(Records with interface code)
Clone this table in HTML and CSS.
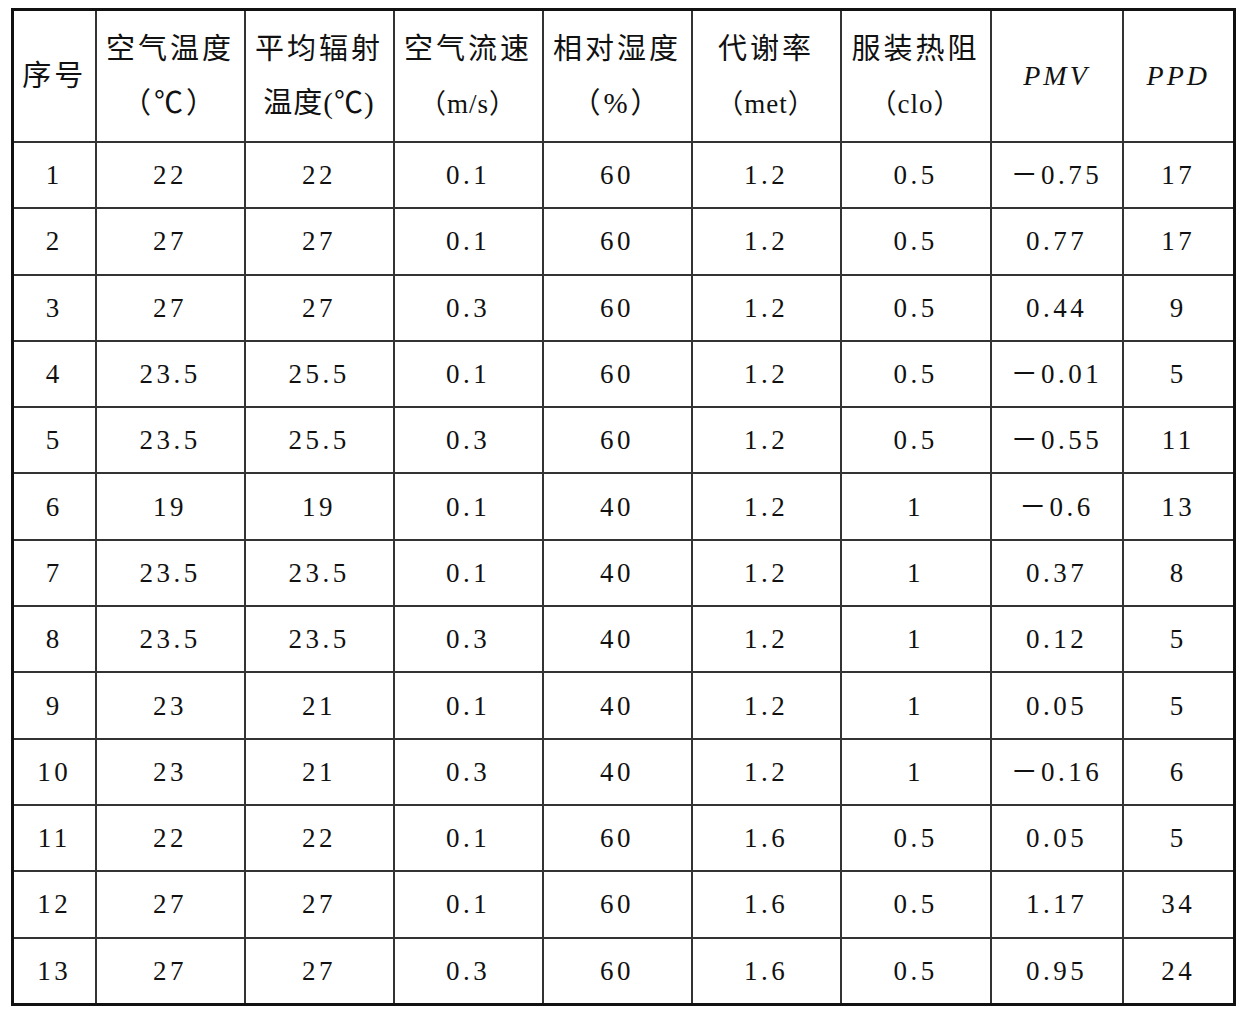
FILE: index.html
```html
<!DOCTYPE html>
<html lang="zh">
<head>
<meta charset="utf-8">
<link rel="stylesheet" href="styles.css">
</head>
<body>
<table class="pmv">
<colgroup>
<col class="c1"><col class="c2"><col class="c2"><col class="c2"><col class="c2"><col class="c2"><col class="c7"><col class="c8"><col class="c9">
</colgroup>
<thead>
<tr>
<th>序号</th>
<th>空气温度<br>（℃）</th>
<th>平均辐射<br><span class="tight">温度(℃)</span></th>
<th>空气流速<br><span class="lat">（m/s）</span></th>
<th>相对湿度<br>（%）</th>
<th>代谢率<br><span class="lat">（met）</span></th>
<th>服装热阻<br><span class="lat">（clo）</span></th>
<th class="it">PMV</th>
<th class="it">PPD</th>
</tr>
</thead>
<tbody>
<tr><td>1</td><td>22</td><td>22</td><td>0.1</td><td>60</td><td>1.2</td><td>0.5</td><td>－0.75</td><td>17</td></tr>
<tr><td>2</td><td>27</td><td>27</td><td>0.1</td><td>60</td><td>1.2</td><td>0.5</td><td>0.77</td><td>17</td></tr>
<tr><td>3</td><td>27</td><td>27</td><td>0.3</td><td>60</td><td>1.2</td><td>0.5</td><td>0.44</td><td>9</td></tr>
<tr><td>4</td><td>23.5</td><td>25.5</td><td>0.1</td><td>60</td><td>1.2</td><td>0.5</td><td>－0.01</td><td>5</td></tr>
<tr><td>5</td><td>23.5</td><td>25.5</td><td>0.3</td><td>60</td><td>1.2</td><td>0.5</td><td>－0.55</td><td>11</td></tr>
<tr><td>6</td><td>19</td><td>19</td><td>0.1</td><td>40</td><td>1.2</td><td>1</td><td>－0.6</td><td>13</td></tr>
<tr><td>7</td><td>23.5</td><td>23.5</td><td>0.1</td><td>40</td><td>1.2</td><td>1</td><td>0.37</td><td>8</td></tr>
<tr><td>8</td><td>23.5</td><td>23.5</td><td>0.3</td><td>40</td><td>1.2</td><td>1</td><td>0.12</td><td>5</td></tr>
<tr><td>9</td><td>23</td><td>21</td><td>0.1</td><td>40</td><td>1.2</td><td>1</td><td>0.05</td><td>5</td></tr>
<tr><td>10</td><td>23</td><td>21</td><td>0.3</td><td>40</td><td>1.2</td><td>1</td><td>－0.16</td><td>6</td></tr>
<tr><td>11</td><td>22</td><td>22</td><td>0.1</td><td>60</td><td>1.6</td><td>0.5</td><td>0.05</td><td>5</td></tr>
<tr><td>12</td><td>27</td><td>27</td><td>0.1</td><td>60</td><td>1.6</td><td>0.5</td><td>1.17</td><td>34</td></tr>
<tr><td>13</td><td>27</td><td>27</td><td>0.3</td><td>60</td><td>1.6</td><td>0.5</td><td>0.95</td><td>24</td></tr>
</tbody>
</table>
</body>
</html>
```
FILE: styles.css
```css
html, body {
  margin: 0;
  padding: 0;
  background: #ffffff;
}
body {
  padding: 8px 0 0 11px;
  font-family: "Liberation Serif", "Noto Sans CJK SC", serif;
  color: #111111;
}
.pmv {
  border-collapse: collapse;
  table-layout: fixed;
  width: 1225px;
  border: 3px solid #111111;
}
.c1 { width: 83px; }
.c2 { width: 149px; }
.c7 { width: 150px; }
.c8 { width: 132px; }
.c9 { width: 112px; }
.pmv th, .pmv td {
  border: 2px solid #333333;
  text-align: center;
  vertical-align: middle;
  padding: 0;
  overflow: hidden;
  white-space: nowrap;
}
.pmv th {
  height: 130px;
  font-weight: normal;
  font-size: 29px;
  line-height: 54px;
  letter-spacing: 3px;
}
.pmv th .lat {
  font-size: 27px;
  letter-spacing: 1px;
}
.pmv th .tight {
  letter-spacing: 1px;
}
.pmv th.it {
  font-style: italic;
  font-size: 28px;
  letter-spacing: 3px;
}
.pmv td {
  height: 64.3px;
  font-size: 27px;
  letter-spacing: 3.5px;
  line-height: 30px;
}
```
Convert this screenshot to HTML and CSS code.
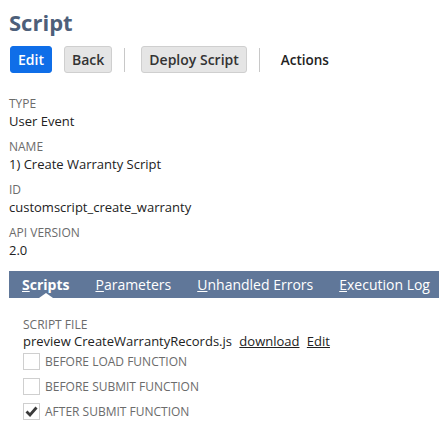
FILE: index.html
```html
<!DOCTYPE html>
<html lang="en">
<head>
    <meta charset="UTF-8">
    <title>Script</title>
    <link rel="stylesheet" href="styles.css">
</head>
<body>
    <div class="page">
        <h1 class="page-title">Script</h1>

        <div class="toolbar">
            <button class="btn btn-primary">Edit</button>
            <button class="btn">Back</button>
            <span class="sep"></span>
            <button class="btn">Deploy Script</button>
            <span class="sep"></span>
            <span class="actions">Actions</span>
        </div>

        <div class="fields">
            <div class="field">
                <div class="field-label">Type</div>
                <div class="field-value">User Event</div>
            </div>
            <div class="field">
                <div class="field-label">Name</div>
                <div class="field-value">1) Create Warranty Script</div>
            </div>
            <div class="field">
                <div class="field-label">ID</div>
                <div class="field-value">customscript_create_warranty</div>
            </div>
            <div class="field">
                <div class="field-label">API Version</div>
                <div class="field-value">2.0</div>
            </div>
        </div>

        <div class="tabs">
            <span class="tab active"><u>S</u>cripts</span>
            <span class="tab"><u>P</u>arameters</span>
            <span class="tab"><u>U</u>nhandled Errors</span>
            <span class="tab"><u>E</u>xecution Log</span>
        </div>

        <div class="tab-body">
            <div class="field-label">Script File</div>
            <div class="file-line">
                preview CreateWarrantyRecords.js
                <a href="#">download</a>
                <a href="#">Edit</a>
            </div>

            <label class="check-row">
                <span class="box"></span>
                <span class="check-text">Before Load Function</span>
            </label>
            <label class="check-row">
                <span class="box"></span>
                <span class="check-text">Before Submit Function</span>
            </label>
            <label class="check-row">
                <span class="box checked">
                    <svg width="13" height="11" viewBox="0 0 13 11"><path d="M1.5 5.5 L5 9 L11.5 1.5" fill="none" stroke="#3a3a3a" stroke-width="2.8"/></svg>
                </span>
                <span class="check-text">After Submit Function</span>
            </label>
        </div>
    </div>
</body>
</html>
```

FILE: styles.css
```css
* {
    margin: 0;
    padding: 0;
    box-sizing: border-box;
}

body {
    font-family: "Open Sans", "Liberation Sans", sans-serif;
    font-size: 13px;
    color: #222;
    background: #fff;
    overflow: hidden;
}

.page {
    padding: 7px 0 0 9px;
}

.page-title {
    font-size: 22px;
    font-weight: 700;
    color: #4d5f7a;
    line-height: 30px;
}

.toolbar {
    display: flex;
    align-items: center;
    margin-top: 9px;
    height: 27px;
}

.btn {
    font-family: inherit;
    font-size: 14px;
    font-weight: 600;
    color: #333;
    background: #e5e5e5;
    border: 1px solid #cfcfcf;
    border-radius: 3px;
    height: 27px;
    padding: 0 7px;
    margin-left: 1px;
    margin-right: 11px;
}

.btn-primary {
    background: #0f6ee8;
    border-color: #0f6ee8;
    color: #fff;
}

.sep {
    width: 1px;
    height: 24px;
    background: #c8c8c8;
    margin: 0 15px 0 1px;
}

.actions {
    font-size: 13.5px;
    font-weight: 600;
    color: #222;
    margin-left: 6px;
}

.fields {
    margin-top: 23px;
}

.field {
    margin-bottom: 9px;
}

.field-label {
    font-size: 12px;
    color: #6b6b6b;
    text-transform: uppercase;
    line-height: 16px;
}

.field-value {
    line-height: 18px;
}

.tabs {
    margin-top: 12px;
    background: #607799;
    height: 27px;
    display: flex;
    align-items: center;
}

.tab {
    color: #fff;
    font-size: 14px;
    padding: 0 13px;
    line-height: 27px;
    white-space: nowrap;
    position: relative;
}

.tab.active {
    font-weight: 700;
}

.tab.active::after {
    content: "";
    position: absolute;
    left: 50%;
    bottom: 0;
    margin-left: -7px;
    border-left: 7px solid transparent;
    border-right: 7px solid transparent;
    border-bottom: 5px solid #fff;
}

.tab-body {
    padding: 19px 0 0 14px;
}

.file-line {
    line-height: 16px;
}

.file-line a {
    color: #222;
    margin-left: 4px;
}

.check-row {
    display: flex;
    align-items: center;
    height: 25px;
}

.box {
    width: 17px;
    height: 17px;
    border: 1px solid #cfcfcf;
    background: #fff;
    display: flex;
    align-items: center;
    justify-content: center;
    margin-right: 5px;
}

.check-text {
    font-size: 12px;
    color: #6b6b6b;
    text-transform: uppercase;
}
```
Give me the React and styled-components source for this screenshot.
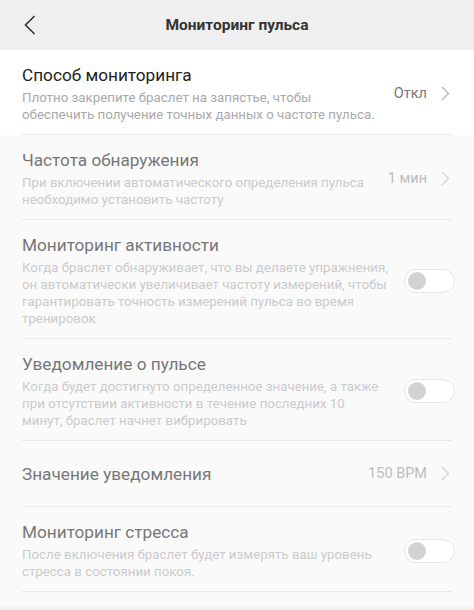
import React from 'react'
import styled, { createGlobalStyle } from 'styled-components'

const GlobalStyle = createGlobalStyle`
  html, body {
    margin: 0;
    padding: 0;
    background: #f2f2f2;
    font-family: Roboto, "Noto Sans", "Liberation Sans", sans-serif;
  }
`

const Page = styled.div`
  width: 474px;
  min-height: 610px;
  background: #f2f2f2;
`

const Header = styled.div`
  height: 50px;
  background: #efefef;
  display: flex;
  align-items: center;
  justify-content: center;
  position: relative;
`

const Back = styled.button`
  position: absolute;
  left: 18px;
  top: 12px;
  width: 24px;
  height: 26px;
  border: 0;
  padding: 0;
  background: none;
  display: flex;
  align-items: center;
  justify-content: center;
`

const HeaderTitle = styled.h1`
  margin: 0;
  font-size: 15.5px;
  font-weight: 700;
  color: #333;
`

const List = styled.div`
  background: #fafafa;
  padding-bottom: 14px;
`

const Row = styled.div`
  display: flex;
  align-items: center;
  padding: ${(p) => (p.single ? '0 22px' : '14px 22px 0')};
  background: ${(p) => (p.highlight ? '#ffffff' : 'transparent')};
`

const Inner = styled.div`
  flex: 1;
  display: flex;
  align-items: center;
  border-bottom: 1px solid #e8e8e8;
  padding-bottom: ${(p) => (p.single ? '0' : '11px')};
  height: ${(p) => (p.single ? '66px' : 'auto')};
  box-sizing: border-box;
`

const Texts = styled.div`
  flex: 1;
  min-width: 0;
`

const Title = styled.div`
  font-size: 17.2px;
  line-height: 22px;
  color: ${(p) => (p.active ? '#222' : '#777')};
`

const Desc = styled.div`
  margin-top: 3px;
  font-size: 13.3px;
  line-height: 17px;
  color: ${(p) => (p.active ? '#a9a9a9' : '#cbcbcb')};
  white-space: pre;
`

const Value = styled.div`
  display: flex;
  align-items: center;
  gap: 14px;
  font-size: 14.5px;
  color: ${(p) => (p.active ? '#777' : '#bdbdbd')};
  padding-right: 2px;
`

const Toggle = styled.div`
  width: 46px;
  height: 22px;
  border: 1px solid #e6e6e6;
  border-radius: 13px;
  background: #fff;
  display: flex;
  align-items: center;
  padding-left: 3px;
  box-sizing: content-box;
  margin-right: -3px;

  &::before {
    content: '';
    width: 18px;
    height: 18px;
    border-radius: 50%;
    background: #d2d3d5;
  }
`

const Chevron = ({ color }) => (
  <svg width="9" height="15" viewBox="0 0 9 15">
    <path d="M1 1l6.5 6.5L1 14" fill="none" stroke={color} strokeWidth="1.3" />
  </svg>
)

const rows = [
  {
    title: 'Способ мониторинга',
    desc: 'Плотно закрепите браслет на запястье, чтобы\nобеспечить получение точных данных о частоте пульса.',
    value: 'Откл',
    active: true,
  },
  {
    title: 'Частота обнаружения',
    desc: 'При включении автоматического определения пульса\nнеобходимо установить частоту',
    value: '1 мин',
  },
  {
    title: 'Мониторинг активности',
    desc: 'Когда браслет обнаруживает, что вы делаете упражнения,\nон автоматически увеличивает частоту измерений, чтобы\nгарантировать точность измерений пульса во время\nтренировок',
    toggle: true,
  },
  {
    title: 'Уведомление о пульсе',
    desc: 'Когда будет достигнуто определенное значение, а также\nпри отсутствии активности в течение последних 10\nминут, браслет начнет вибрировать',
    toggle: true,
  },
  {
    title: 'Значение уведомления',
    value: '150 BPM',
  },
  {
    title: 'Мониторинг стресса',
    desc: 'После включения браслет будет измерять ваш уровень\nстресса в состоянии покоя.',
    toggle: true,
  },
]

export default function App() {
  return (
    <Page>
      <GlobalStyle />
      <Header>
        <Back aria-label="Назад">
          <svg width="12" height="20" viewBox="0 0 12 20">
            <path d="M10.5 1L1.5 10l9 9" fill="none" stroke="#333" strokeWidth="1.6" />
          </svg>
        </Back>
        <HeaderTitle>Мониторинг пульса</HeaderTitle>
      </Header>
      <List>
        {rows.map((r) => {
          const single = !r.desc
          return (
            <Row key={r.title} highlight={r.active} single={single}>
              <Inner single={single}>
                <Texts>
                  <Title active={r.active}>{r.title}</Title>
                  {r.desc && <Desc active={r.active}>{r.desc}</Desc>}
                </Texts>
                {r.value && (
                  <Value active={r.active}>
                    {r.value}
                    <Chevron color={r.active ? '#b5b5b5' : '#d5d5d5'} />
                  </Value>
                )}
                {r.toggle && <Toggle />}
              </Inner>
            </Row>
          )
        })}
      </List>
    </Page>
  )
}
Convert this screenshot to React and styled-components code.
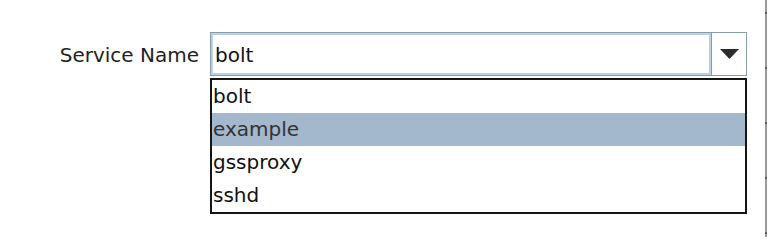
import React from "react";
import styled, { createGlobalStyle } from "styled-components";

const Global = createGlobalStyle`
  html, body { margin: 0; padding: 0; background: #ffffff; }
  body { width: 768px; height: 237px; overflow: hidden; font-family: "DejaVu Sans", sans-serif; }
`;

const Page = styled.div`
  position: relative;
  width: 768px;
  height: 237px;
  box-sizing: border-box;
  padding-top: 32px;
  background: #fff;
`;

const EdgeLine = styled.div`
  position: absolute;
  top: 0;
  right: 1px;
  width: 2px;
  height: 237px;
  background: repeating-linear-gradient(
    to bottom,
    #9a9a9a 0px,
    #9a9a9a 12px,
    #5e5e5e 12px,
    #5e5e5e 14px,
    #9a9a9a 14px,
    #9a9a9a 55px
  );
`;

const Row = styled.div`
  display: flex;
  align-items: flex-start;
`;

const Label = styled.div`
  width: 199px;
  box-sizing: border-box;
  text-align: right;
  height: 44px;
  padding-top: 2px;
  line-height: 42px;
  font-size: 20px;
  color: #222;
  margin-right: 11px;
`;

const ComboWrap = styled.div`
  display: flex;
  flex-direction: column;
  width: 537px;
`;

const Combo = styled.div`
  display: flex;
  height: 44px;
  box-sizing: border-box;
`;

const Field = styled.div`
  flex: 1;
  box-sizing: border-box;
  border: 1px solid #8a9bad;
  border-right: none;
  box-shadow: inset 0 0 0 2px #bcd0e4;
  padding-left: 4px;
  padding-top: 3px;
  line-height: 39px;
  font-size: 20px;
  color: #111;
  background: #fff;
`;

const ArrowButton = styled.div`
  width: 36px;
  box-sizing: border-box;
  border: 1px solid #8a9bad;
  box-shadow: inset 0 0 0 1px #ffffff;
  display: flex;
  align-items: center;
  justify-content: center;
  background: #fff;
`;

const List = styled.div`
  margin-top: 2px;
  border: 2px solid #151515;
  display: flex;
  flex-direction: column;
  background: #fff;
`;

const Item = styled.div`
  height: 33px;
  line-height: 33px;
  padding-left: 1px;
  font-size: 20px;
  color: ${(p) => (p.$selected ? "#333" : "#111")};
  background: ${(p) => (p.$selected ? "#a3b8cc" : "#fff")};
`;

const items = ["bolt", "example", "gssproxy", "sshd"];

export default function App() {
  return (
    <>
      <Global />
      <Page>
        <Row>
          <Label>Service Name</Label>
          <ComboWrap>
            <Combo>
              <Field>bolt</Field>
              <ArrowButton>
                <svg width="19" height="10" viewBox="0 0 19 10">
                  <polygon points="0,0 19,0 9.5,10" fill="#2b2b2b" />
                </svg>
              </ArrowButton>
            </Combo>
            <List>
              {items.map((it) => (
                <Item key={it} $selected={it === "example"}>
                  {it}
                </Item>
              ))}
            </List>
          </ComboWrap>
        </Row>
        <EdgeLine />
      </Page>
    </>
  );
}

- _CHALLENGE_: Locate the word "React" in the entries, and copy every line where it is found.

- _ANSWER_:
Give me the React and styled-components source for this screenshot.
import React from 'react'
Convert this screenshot to React and styled-components code.
import React from "react";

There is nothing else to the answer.